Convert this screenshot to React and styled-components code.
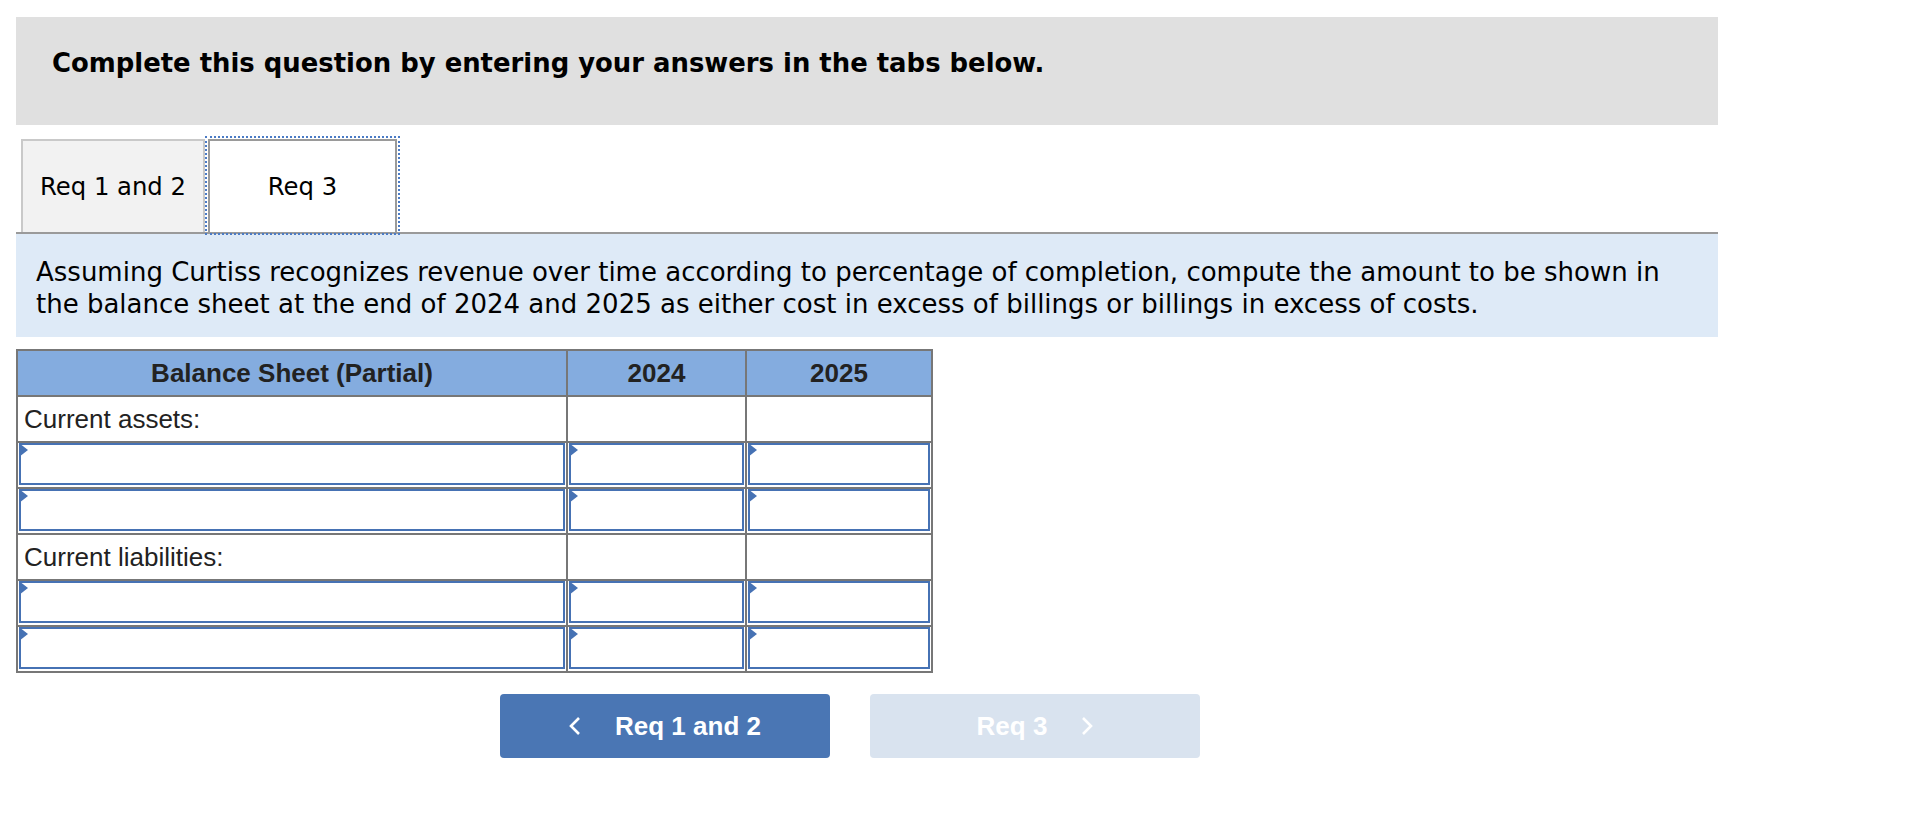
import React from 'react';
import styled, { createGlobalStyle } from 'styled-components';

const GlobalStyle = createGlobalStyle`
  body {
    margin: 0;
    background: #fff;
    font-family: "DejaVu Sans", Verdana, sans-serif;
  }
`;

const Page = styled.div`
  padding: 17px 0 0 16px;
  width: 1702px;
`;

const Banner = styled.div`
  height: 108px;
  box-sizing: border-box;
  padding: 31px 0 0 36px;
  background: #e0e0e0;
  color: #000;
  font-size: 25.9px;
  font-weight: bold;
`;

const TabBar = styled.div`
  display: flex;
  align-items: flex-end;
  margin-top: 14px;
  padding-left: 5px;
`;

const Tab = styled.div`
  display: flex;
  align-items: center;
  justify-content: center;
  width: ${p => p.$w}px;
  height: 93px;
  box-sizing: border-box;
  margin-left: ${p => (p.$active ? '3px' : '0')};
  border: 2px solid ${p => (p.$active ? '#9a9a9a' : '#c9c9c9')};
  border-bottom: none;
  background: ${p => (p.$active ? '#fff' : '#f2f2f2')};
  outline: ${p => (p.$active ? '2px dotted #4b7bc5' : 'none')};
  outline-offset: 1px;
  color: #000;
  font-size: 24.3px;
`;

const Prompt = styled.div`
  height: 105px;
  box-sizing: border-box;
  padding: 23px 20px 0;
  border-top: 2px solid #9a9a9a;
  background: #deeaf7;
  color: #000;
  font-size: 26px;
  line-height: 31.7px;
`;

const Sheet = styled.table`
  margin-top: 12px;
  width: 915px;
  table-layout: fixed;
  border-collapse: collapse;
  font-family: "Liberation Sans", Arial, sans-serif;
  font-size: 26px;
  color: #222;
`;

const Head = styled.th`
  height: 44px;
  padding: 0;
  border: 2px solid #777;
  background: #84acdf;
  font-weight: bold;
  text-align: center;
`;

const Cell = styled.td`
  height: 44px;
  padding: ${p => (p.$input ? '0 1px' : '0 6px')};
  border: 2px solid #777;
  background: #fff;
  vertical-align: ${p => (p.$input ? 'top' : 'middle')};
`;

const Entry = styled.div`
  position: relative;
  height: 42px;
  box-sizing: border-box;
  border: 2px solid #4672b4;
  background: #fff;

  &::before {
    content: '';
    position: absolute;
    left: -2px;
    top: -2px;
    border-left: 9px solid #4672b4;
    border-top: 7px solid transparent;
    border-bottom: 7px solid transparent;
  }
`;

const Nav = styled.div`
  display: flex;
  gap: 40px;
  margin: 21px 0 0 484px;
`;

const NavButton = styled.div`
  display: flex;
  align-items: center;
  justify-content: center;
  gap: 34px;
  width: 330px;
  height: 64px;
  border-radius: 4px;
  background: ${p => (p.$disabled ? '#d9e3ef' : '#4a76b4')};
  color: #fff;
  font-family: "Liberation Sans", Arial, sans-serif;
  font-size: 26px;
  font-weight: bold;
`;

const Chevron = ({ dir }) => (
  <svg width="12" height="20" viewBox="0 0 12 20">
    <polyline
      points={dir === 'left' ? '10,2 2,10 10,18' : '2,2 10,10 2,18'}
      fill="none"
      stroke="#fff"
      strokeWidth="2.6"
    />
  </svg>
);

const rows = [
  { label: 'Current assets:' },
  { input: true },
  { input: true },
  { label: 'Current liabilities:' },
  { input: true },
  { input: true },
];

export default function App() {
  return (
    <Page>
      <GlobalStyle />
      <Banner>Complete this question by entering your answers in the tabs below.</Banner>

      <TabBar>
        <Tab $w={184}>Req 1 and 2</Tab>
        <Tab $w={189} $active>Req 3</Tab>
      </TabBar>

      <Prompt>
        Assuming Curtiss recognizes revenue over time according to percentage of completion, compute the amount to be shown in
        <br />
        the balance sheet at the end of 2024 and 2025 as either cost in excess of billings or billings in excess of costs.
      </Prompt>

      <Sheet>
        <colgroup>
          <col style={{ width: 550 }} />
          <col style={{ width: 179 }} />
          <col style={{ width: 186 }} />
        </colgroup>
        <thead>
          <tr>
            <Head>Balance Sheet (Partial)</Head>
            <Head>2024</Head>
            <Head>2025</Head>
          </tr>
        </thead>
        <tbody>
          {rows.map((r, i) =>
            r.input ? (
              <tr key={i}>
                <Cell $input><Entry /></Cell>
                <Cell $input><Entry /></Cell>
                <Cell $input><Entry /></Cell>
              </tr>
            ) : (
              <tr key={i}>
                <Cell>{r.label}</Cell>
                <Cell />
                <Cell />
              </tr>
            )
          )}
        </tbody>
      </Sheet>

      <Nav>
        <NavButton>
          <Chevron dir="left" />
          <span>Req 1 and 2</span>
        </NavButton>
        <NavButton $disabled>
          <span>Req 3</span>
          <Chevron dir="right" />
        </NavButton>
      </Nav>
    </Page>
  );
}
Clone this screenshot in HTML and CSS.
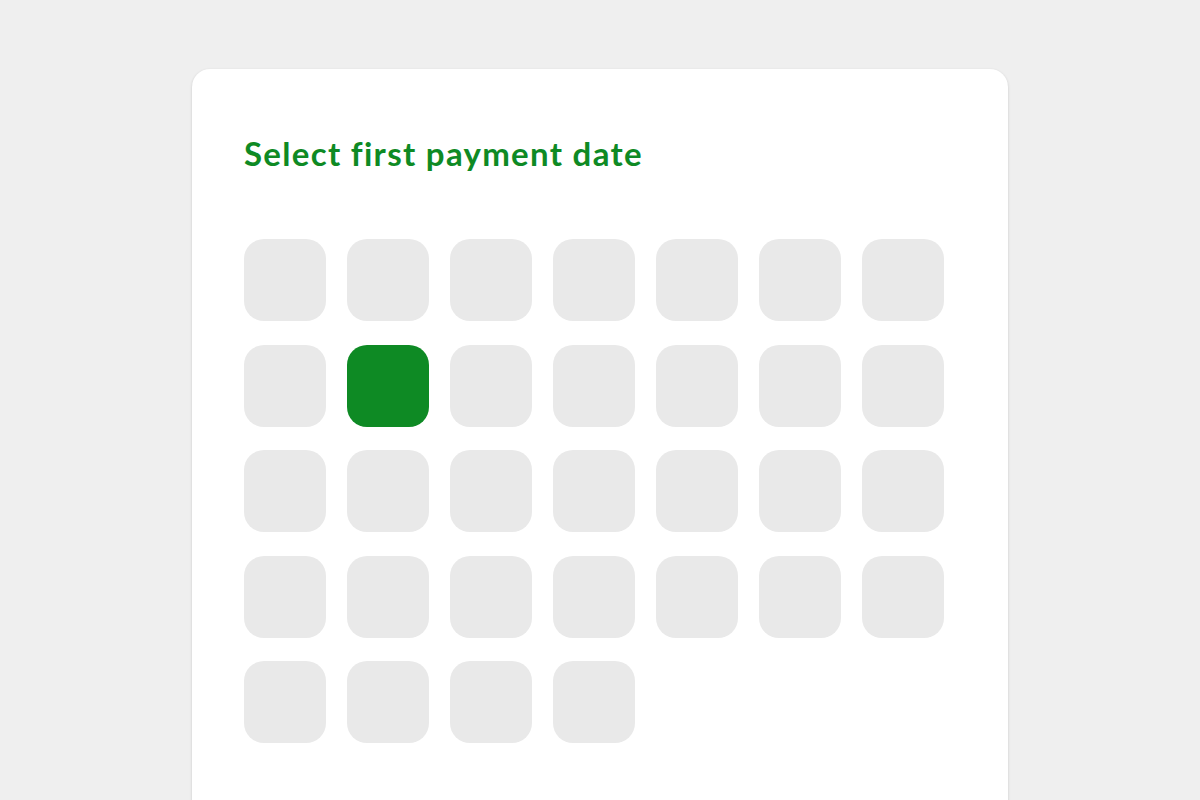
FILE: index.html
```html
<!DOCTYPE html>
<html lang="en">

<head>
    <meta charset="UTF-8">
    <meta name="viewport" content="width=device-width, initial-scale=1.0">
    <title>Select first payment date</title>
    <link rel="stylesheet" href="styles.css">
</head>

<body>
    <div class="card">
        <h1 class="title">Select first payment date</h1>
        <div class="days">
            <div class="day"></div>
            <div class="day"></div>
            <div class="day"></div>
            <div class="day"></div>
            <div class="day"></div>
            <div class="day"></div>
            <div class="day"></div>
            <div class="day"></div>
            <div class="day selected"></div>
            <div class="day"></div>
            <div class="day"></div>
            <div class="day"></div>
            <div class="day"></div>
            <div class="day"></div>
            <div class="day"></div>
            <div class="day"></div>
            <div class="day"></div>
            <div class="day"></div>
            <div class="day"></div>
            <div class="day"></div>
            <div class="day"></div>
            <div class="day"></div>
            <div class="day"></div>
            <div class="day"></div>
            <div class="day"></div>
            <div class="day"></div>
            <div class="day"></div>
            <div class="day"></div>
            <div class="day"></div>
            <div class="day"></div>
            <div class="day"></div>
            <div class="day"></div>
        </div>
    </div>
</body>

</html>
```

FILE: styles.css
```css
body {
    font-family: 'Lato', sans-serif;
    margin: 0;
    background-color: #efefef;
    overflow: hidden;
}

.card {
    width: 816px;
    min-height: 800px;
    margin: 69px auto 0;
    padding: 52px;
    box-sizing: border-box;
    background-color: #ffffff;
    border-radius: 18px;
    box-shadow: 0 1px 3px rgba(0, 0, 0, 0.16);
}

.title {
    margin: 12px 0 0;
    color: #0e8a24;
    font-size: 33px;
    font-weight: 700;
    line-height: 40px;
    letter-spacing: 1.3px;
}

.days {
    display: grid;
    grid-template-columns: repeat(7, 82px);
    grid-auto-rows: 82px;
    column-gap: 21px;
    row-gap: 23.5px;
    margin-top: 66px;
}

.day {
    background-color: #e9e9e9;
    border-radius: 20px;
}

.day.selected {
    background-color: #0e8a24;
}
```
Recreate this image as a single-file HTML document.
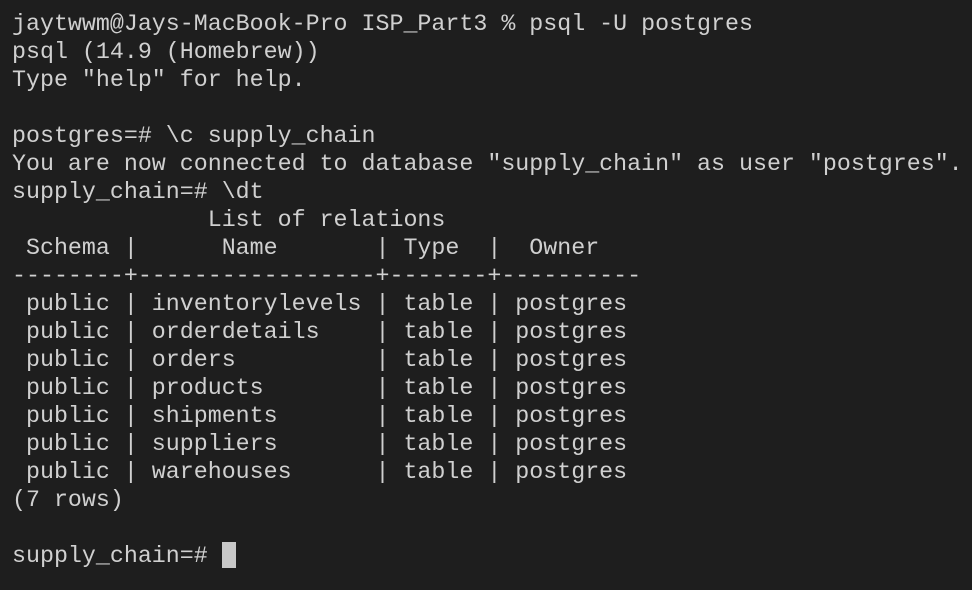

-- -- --

> **Aim of the exercise**
Except for the pictures, give all the material above again verbatim.

> **Reply**
Convert this screenshot to React and styled-components code.
import React from 'react';
import styled, { createGlobalStyle } from 'styled-components';

const GlobalStyle = createGlobalStyle`
  body {
    margin: 0;
    background: #fff;
    font-family: "DejaVu Sans", Verdana, sans-serif;
  }
`;

const Page = styled.div`
  padding: 17px 0 0 16px;
  width: 1702px;
`;

const Banner = styled.div`
  height: 108px;
  box-sizing: border-box;
  padding: 31px 0 0 36px;
  background: #e0e0e0;
  color: #000;
  font-size: 25.9px;
  font-weight: bold;
`;

const TabBar = styled.div`
  display: flex;
  align-items: flex-end;
  margin-top: 14px;
  padding-left: 5px;
`;

const Tab = styled.div`
  display: flex;
  align-items: center;
  justify-content: center;
  width: ${p => p.$w}px;
  height: 93px;
  box-sizing: border-box;
  margin-left: ${p => (p.$active ? '3px' : '0')};
  border: 2px solid ${p => (p.$active ? '#9a9a9a' : '#c9c9c9')};
  border-bottom: none;
  background: ${p => (p.$active ? '#fff' : '#f2f2f2')};
  outline: ${p => (p.$active ? '2px dotted #4b7bc5' : 'none')};
  outline-offset: 1px;
  color: #000;
  font-size: 24.3px;
`;

const Prompt = styled.div`
  height: 105px;
  box-sizing: border-box;
  padding: 23px 20px 0;
  border-top: 2px solid #9a9a9a;
  background: #deeaf7;
  color: #000;
  font-size: 26px;
  line-height: 31.7px;
`;

const Sheet = styled.table`
  margin-top: 12px;
  width: 915px;
  table-layout: fixed;
  border-collapse: collapse;
  font-family: "Liberation Sans", Arial, sans-serif;
  font-size: 26px;
  color: #222;
`;

const Head = styled.th`
  height: 44px;
  padding: 0;
  border: 2px solid #777;
  background: #84acdf;
  font-weight: bold;
  text-align: center;
`;

const Cell = styled.td`
  height: 44px;
  padding: ${p => (p.$input ? '0 1px' : '0 6px')};
  border: 2px solid #777;
  background: #fff;
  vertical-align: ${p => (p.$input ? 'top' : 'middle')};
`;

const Entry = styled.div`
  position: relative;
  height: 42px;
  box-sizing: border-box;
  border: 2px solid #4672b4;
  background: #fff;

  &::before {
    content: '';
    position: absolute;
    left: -2px;
    top: -2px;
    border-left: 9px solid #4672b4;
    border-top: 7px solid transparent;
    border-bottom: 7px solid transparent;
  }
`;

const Nav = styled.div`
  display: flex;
  gap: 40px;
  margin: 21px 0 0 484px;
`;

const NavButton = styled.div`
  display: flex;
  align-items: center;
  justify-content: center;
  gap: 34px;
  width: 330px;
  height: 64px;
  border-radius: 4px;
  background: ${p => (p.$disabled ? '#d9e3ef' : '#4a76b4')};
  color: #fff;
  font-family: "Liberation Sans", Arial, sans-serif;
  font-size: 26px;
  font-weight: bold;
`;

const Chevron = ({ dir }) => (
  <svg width="12" height="20" viewBox="0 0 12 20">
    <polyline
      points={dir === 'left' ? '10,2 2,10 10,18' : '2,2 10,10 2,18'}
      fill="none"
      stroke="#fff"
      strokeWidth="2.6"
    />
  </svg>
);

const rows = [
  { label: 'Current assets:' },
  { input: true },
  { input: true },
  { label: 'Current liabilities:' },
  { input: true },
  { input: true },
];

export default function App() {
  return (
    <Page>
      <GlobalStyle />
      <Banner>Complete this question by entering your answers in the tabs below.</Banner>

      <TabBar>
        <Tab $w={184}>Req 1 and 2</Tab>
        <Tab $w={189} $active>Req 3</Tab>
      </TabBar>

      <Prompt>
        Assuming Curtiss recognizes revenue over time according to percentage of completion, compute the amount to be shown in
        <br />
        the balance sheet at the end of 2024 and 2025 as either cost in excess of billings or billings in excess of costs.
      </Prompt>

      <Sheet>
        <colgroup>
          <col style={{ width: 550 }} />
          <col style={{ width: 179 }} />
          <col style={{ width: 186 }} />
        </colgroup>
        <thead>
          <tr>
            <Head>Balance Sheet (Partial)</Head>
            <Head>2024</Head>
            <Head>2025</Head>
          </tr>
        </thead>
        <tbody>
          {rows.map((r, i) =>
            r.input ? (
              <tr key={i}>
                <Cell $input><Entry /></Cell>
                <Cell $input><Entry /></Cell>
                <Cell $input><Entry /></Cell>
              </tr>
            ) : (
              <tr key={i}>
                <Cell>{r.label}</Cell>
                <Cell />
                <Cell />
              </tr>
            )
          )}
        </tbody>
      </Sheet>

      <Nav>
        <NavButton>
          <Chevron dir="left" />
          <span>Req 1 and 2</span>
        </NavButton>
        <NavButton $disabled>
          <span>Req 3</span>
          <Chevron dir="right" />
        </NavButton>
      </Nav>
    </Page>
  );
}
Clone this screenshot in HTML and CSS.
FILE: index.html
```html
<!DOCTYPE html>
<html lang="en">

<head>
    <meta charset="UTF-8">
    <meta name="viewport" content="width=device-width, initial-scale=1.0">
    <title>Select first payment date</title>
    <link rel="stylesheet" href="styles.css">
</head>

<body>
    <div class="card">
        <h1 class="title">Select first payment date</h1>
        <div class="days">
            <div class="day"></div>
            <div class="day"></div>
            <div class="day"></div>
            <div class="day"></div>
            <div class="day"></div>
            <div class="day"></div>
            <div class="day"></div>
            <div class="day"></div>
            <div class="day selected"></div>
            <div class="day"></div>
            <div class="day"></div>
            <div class="day"></div>
            <div class="day"></div>
            <div class="day"></div>
            <div class="day"></div>
            <div class="day"></div>
            <div class="day"></div>
            <div class="day"></div>
            <div class="day"></div>
            <div class="day"></div>
            <div class="day"></div>
            <div class="day"></div>
            <div class="day"></div>
            <div class="day"></div>
            <div class="day"></div>
            <div class="day"></div>
            <div class="day"></div>
            <div class="day"></div>
            <div class="day"></div>
            <div class="day"></div>
            <div class="day"></div>
            <div class="day"></div>
        </div>
    </div>
</body>

</html>
```

FILE: styles.css
```css
body {
    font-family: 'Lato', sans-serif;
    margin: 0;
    background-color: #efefef;
    overflow: hidden;
}

.card {
    width: 816px;
    min-height: 800px;
    margin: 69px auto 0;
    padding: 52px;
    box-sizing: border-box;
    background-color: #ffffff;
    border-radius: 18px;
    box-shadow: 0 1px 3px rgba(0, 0, 0, 0.16);
}

.title {
    margin: 12px 0 0;
    color: #0e8a24;
    font-size: 33px;
    font-weight: 700;
    line-height: 40px;
    letter-spacing: 1.3px;
}

.days {
    display: grid;
    grid-template-columns: repeat(7, 82px);
    grid-auto-rows: 82px;
    column-gap: 21px;
    row-gap: 23.5px;
    margin-top: 66px;
}

.day {
    background-color: #e9e9e9;
    border-radius: 20px;
}

.day.selected {
    background-color: #0e8a24;
}
```
Recreate this image as a single-file HTML document.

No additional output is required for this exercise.